1 Hear the right, O LORD, consider my complaint: and hearken unto my prayer, that goeth not out of feigned lips.

It is a very beautiful idea of Pseudo-Dionysius regarding the efficacy of prayer,* that the case is as if we, standing on board a vessel, and holding in our hands a rope fastened to the shore, were to pull lustily at it. While endeavouring as it were to bring the shore to ourselves, we should indeed be bringing ourselves to it. And thus in prayer: while we seek in appearance, to bend GOD’s will to us, we are indeed bringing our will to His. Here CHRIST prays not for Himself alone, but for the instruction of all: and the right which is to be heard is that righteousness which He offers for us, that full and complete sacrifice which He presents for our sins. And if we take the words into our mouths,* S. Gregory Nyssen tells us that he will use it in vain whose debtor is in prison: the sound of his chains, says he, will be louder than the sound of your words. Or again applying the verse to the SON of GOD, (G.) “While,” says Gerhohus, “I hang in agony on the Cross, whose cross beams represent as it were a balance, I cry for justice in the sight of the FATHER and of the whole company of heaven, to wit, whether My misery be not sufficiently great to abolish the guilt of all that believe in Me. I, the SON of GOD, suffer for slaves; I, the Just, for the unjust.” Has not such a sacrifice a sweet-smelling savour by which the evil odour of sin may be destroyed? Has not such a sacrifice a voice that must be heard, not only on the part of mercy, but also of justice? That goeth not out of feigned lips. As they pray, who say, LORD, LORD, and do not the things which He commands.

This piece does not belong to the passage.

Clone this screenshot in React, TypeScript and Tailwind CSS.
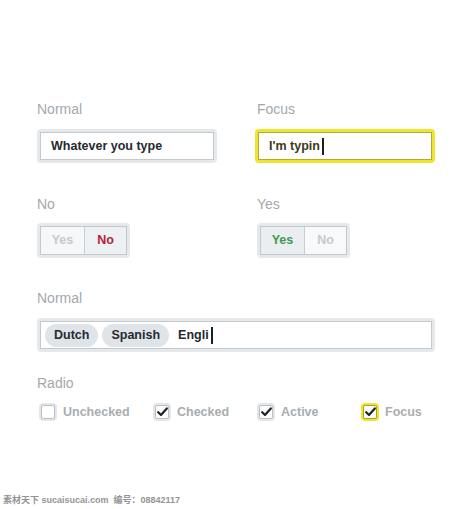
import React from "react";

const font = { fontFamily: '"Helvetica Neue", "Liberation Sans", Arial, sans-serif' };

function Check() {
  return (
    <svg width="11" height="10" viewBox="0 0 11 10" className="block">
      <path d="M1.2 5.2 L4 8 L9.8 1.4" fill="none" stroke="#1f2428" strokeWidth="2.2" strokeLinecap="round" strokeLinejoin="round" />
    </svg>
  );
}

function Box({ checked, focus }: { checked?: boolean; focus?: boolean }) {
  return (
    <div className={`flex h-[18px] w-[18px] items-center justify-center rounded-[4px] ${focus ? "bg-[#f1e42c]" : "bg-[#e3e7ea]"}`}>
      <div className={`flex h-[14px] w-[14px] items-center justify-center rounded-[2px] border bg-white ${focus ? "border-[#a89f2a]" : "border-[#b9bec3]"}`}>
        {checked && <Check />}
      </div>
    </div>
  );
}

function Cursor() {
  return <span className="ml-[2px] inline-block h-[17px] w-[2px] bg-[#1c2024]" />;
}

export default function App() {
  return (
    <div className="relative h-[509px] w-[474px] bg-white" style={font}>
      <div className="flex flex-col pl-[37px] pt-[100px]">
        {/* row 1 */}
        <div className="flex gap-[38px]">
          <div className="flex w-[180px] flex-col">
            <div className="h-[18px] text-[14px] leading-[18px] text-[#a4a8ac]">Normal</div>
            <div className="mt-[11px] rounded-[4px] bg-[#e6e9ec] p-[3px]">
              <div className="flex h-[28px] items-center border border-[#c3c8cc] bg-white pl-[10px] text-[12.5px] font-bold text-[#252a30]">
                Whatever you type
              </div>
            </div>
          </div>
          <div className="flex w-[180px] flex-col">
            <div className="h-[18px] pl-[2px] text-[14px] leading-[18px] text-[#a4a8ac]">Focus</div>
            <div className="mt-[11px] rounded-[4px] bg-[#f1e42c] p-[3px]">
              <div className="flex h-[28px] items-center border border-[#b3a935] bg-white pl-[10px] text-[12.5px] font-bold text-[#3b3a22]">
                I'm typin
                <Cursor />
              </div>
            </div>
          </div>
        </div>

        {/* row 2 */}
        <div className="mt-[32px] flex gap-[38px]">
          <div className="flex w-[180px] flex-col">
            <div className="h-[18px] text-[14px] leading-[18px] text-[#a4a8ac]">No</div>
            <div className="mt-[10px] w-[93px] rounded-[4px] bg-[#e6e9ec] p-[3px]">
              <div className="flex h-[29px] border border-[#c3c8cc] bg-white text-[12.5px] font-bold">
                <div className="flex w-[43px] items-center justify-center bg-[#f6f7f8] text-[#c6cacd]">Yes</div>
                <div className="flex flex-1 items-center justify-center border-l border-[#c9cdd1] bg-[#eef1f3] text-[#b02438]">No</div>
              </div>
            </div>
          </div>
          <div className="flex w-[180px] flex-col pl-[2px]">
            <div className="h-[18px] text-[14px] leading-[18px] text-[#a4a8ac]">Yes</div>
            <div className="mt-[10px] w-[93px] rounded-[4px] bg-[#e6e9ec] p-[3px]">
              <div className="flex h-[29px] border border-[#c3c8cc] bg-white text-[12.5px] font-bold">
                <div className="flex w-[43px] items-center justify-center bg-[#eaeef1] text-[#3f9a52]">Yes</div>
                <div className="flex flex-1 items-center justify-center border-l border-[#c9cdd1] bg-[#f8f9fa] text-[#c6cacd]">No</div>
              </div>
            </div>
          </div>
        </div>

        {/* row 3 */}
        <div className="mt-[31px] flex w-[398px] flex-col">
          <div className="h-[18px] text-[14px] leading-[18px] text-[#a4a8ac]">Normal</div>
          <div className="mt-[11px] rounded-[4px] bg-[#e6e9ec] p-[3px]">
            <div className="flex h-[28px] items-center gap-[4px] border border-[#c3c8cc] bg-white pl-[4px] text-[12.5px] font-bold text-[#252a30]">
              <span className="flex h-[23px] items-center rounded-full bg-[#dfe4e8] px-[9px]">Dutch</span>
              <span className="flex h-[23px] items-center rounded-full bg-[#dfe4e8] px-[9px]">Spanish</span>
              <span className="ml-[5px] flex items-center">
                Engli
                <Cursor />
              </span>
            </div>
          </div>
        </div>

        {/* row 4 */}
        <div className="mt-[22px] flex flex-col">
          <div className="h-[18px] text-[14px] leading-[18px] text-[#a4a8ac]">Radio</div>
          <div className="mt-[11px] flex items-center pl-[2px] text-[12.5px] font-bold text-[#a9adb1]">
            <div className="flex w-[114px] items-center gap-[6px]">
              <Box />
              <span>Unchecked</span>
            </div>
            <div className="flex w-[104px] items-center gap-[6px]">
              <Box checked />
              <span>Checked</span>
            </div>
            <div className="flex w-[104px] items-center gap-[6px]">
              <Box checked />
              <span>Active</span>
            </div>
            <div className="flex items-center gap-[6px]">
              <Box checked focus />
              <span>Focus</span>
            </div>
          </div>
        </div>
      </div>

      <div
        className="absolute bottom-[3px] left-[3px] text-[9px] font-bold leading-[12px] text-[#949494]"
        style={{ fontFamily: '"Liberation Sans", "Noto Sans CJK SC", sans-serif' }}
      >
        素材天下 sucaisucai.com&nbsp;&nbsp;编号：08842117
      </div>
    </div>
  );
}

2 Let my sentence come forth from thy presence: and let thine eyes look upon the thing that is equal.

My sentence, it is as if He said, in this world was, “Let Him be crucified;” “Not this Man, but Barabbas:” but let My true sentence come forth from Thy Presence, Thou Who hast said, “I will give Thee the heathen for Thine inheritance and the utmost parts of the earth for Thy possession.”* Not the sentence of My accusation set up over My Cross, (G.) but the sentence pronounced before the world was, “Thou art My SON, this day have I begotten Thee.” Let Thine eyes look upon the thing that is equal. It is equal or right, that, since the innocent suffered, the guilty should go free, that the innocent Lamb should atone for the wandering sheep; that since the Prince of Life submitted to the law of death, they that were all their life-time subject to his bondage should attain to everlasting life.

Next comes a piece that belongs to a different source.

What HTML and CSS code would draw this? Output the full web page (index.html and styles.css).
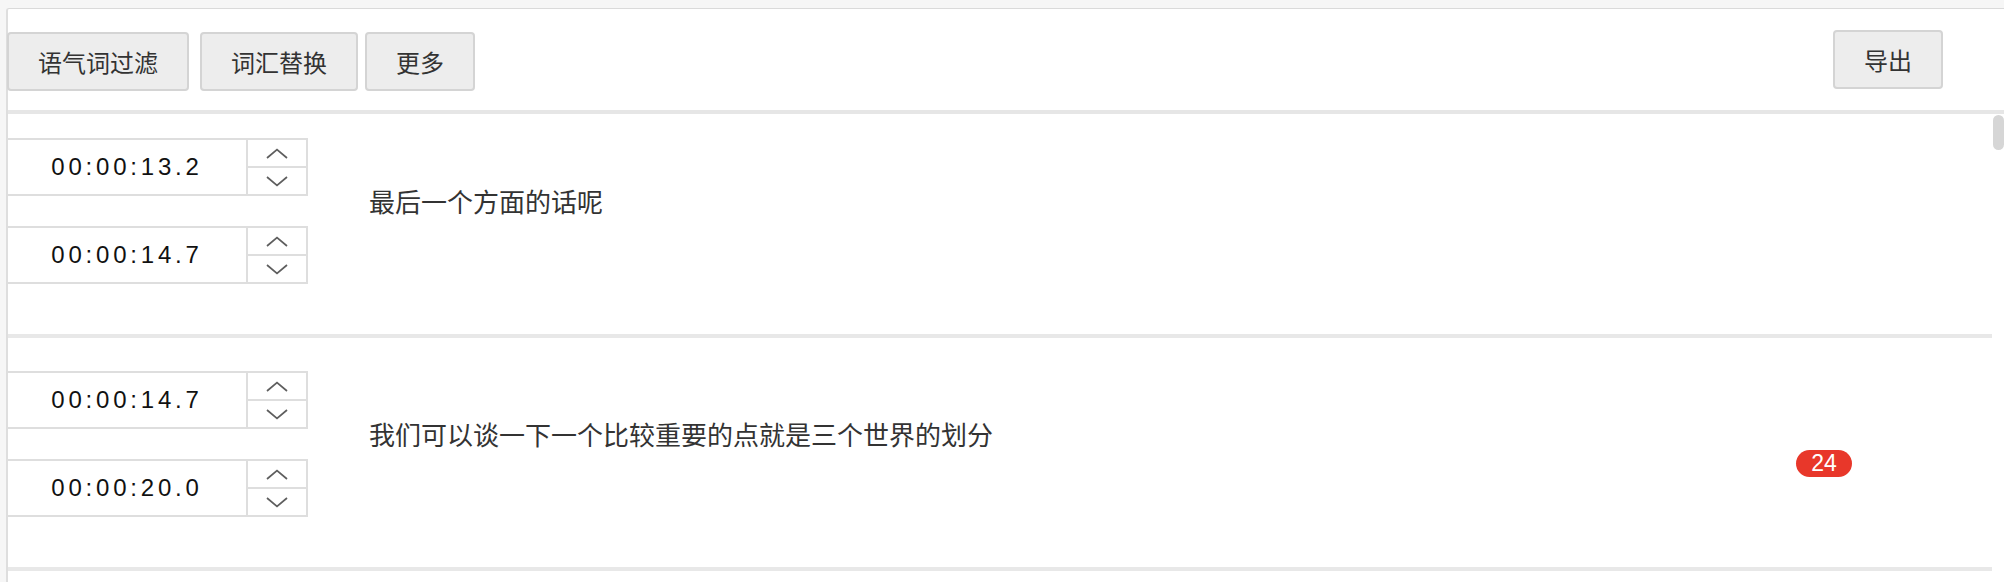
FILE: index.html
```html
<!DOCTYPE html>
<html lang="zh-CN">
<head>
<meta charset="utf-8">
<title>字幕编辑</title>
<link rel="stylesheet" href="styles.css">
</head>
<body>
<div class="panel">
  <div class="toolbar">
    <div class="tool-group">
      <button class="btn btn-first">语气词过滤</button>
      <button class="btn">词汇替换</button>
      <button class="btn">更多</button>
    </div>
    <button class="btn btn-export">导出</button>
  </div>
  <div class="list">
    <div class="rows">
      <div class="rows-inner">
        <div class="row">
          <div class="times">
            <div class="timebox">
              <div class="timeval">00:00:13.2</div>
              <div class="spin">
                <div class="spin-btn"><svg class="chev" viewBox="0 0 22 11"><path d="M1 10 L11 1.5 L21 10"/></svg></div>
                <div class="spin-btn"><svg class="chev" viewBox="0 0 22 11"><path d="M1 1 L11 9.5 L21 1"/></svg></div>
              </div>
            </div>
            <div class="timebox">
              <div class="timeval">00:00:14.7</div>
              <div class="spin">
                <div class="spin-btn"><svg class="chev" viewBox="0 0 22 11"><path d="M1 10 L11 1.5 L21 10"/></svg></div>
                <div class="spin-btn"><svg class="chev" viewBox="0 0 22 11"><path d="M1 1 L11 9.5 L21 1"/></svg></div>
              </div>
            </div>
          </div>
          <div class="line-text">最后一个方面的话呢</div>
        </div>
        <div class="row">
          <div class="times">
            <div class="timebox">
              <div class="timeval">00:00:14.7</div>
              <div class="spin">
                <div class="spin-btn"><svg class="chev" viewBox="0 0 22 11"><path d="M1 10 L11 1.5 L21 10"/></svg></div>
                <div class="spin-btn"><svg class="chev" viewBox="0 0 22 11"><path d="M1 1 L11 9.5 L21 1"/></svg></div>
              </div>
            </div>
            <div class="timebox">
              <div class="timeval">00:00:20.0</div>
              <div class="spin">
                <div class="spin-btn"><svg class="chev" viewBox="0 0 22 11"><path d="M1 10 L11 1.5 L21 10"/></svg></div>
                <div class="spin-btn"><svg class="chev" viewBox="0 0 22 11"><path d="M1 1 L11 9.5 L21 1"/></svg></div>
              </div>
            </div>
          </div>
          <div class="line-text">我们可以谈一下一个比较重要的点就是三个世界的划分</div>
          <span class="badge">24</span>
        </div>
      </div>
    </div>
    <div class="scrollbar"><div class="thumb"></div></div>
  </div>
</div>
</body>
</html>
```

FILE: styles.css
```css
html, body {
  margin: 0;
  padding: 0;
  height: 582px;
  overflow: hidden;
  background: #f6f6f6;
  font-family: "Noto Sans CJK SC", "Liberation Sans", sans-serif;
  color: #333;
}

.panel {
  margin: 8px 0 0 6px;
  background: #fff;
  border-top: 1px solid #dadada;
  border-left: 2px solid #dedede;
  border-top-left-radius: 3px;
  height: 600px;
}

.toolbar {
  display: flex;
  justify-content: space-between;
  align-items: flex-start;
  padding: 23px 61px 19px 0;
  border-bottom: 4px solid #e6e6e6;
}

.tool-group {
  display: flex;
  gap: 7px;
}

.btn {
  height: 59px;
  padding: 0 29px;
  border: 2px solid #d4d4d4;
  border-radius: 4px;
  background: #ededed;
  color: #333;
  font-family: "Noto Sans CJK SC", sans-serif;
  font-size: 24px;
  line-height: 1;
  margin: 0;
  box-sizing: border-box;
}

.btn-first {
  margin-right: 4px;
  margin-left: -1px;
}

.btn-export {
  margin-top: -2px;
}

.list {
  display: flex;
  height: 480px;
}

.rows {
  flex: 1;
  overflow: hidden;
}

.rows-inner {
  margin-top: -9px;
}

.row {
  position: relative;
  display: flex;
  align-items: center;
  padding: 33px 0 50px;
  border-bottom: 4px solid #e8e8e8;
}

.times {
  display: flex;
  flex-direction: column;
  gap: 30px;
  width: 300px;
}

.timebox {
  display: flex;
  height: 58px;
  border: 2px solid #dedede;
  border-left: none;
  box-sizing: border-box;
}

.timeval {
  flex: 1;
  display: flex;
  align-items: center;
  justify-content: center;
  border-right: 2px solid #dedede;
  font-family: "Liberation Sans", Arial, sans-serif;
  font-size: 24px;
  letter-spacing: 3.8px;
  color: #111;
}

.spin {
  width: 58px;
  display: flex;
  flex-direction: column;
}

.spin-btn {
  flex: 1;
  display: flex;
  align-items: center;
  justify-content: center;
}

.spin-btn + .spin-btn {
  border-top: 2px solid #dedede;
}

.chev {
  width: 22px;
  height: 11px;
  fill: none;
  stroke: #5e5e5e;
  stroke-width: 1.7;
}

.line-text {
  margin-left: 61px;
  padding-bottom: 22px;
  font-size: 26px;
  color: #333;
  font-family: "Noto Sans CJK SC", sans-serif;
}

.badge {
  position: absolute;
  top: 112px;
  right: 140px;
  height: 27px;
  min-width: 56px;
  box-sizing: border-box;
  border-radius: 14px;
  background: #e8372a;
  color: #fff;
  font-family: "Liberation Sans", Arial, sans-serif;
  font-size: 23px;
  line-height: 27px;
  text-align: center;
}

.scrollbar {
  width: 12px;
  flex: none;
}

.thumb {
  margin: 1px 0 0 1px;
  width: 11px;
  height: 35px;
  border-radius: 6px;
  background: #d6d6d6;
}
```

[From Thy presence. That is,* let men know of a surety that My condemnation to the Cross was not the work of the Jews and Pilate, to whom I said, “Thou couldest have no power at all against me, except it were given thee from above;”* but that it was done of My free-will, and according to Thy decree and foreknowledge, for the salvation of My enemies.]

3 Thou hast proved and visited mine heart in the night-season; thou hast tried me, and shalt find no wickedness in me: for I am utterly purposed that my mouth shall not offend.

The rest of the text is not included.